Items listed in a dataset

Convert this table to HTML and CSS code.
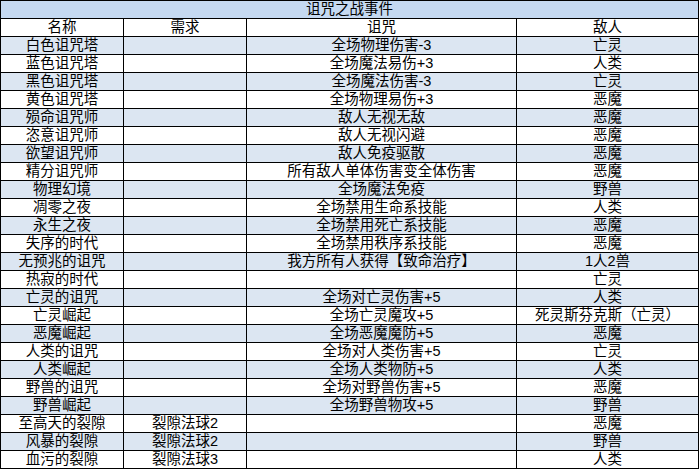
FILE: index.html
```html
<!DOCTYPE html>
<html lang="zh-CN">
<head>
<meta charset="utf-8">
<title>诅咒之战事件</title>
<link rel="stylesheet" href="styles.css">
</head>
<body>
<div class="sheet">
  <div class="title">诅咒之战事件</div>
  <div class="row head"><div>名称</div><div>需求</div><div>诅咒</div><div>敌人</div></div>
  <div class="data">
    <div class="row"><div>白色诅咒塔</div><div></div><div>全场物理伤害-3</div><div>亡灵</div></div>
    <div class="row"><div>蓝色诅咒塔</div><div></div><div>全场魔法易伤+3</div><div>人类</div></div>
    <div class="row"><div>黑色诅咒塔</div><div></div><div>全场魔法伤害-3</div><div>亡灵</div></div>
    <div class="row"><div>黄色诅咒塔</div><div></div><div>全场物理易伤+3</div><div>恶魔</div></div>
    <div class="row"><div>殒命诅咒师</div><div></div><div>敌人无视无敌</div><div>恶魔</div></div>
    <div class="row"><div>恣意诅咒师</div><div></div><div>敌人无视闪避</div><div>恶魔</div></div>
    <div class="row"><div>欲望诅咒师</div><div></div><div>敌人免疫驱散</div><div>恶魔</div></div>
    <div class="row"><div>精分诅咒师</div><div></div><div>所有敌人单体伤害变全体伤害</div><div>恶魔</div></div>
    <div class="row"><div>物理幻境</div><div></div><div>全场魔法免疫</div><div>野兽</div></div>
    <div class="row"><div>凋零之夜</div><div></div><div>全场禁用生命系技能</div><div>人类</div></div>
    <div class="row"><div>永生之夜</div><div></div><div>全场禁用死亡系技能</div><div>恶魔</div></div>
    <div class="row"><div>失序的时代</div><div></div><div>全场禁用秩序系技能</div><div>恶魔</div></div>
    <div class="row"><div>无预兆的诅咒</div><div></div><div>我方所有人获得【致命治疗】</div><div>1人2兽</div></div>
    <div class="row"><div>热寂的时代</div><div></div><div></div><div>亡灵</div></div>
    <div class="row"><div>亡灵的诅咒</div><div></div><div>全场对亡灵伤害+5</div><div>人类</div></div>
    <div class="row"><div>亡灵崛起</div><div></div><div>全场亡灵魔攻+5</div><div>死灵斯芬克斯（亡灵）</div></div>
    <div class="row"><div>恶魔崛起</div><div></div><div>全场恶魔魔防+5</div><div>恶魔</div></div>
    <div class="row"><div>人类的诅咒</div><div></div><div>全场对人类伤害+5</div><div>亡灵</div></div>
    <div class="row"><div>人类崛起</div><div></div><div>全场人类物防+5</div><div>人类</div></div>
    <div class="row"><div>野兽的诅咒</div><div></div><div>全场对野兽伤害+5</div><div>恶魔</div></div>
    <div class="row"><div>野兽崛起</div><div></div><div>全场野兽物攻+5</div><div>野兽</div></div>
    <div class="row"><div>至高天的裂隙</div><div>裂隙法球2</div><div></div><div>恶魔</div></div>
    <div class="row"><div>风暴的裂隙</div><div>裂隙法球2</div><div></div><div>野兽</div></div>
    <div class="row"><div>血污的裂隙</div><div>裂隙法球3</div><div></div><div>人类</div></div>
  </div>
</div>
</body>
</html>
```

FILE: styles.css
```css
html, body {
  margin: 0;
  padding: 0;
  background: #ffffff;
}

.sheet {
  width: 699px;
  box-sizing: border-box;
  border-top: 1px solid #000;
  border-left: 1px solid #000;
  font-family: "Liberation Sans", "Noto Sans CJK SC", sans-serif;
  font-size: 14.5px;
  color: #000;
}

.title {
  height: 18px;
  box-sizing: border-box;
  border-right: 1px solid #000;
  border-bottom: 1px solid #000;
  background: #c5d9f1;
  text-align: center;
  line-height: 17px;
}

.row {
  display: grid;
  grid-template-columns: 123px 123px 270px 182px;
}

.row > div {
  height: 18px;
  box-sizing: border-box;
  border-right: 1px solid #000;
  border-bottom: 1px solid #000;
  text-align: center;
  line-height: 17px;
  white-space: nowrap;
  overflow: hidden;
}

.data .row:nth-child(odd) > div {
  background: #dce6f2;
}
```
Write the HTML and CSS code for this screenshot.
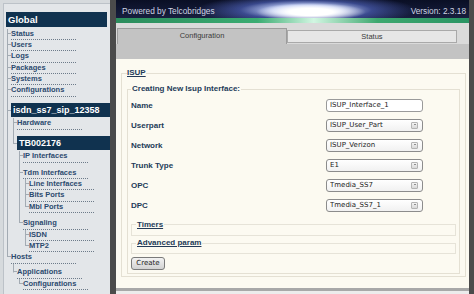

Description of the task
Collect the lines that hold "this".

Answer for the task
Convert this table to HTML and CSS code.
Write the HTML and CSS code for this screenshot.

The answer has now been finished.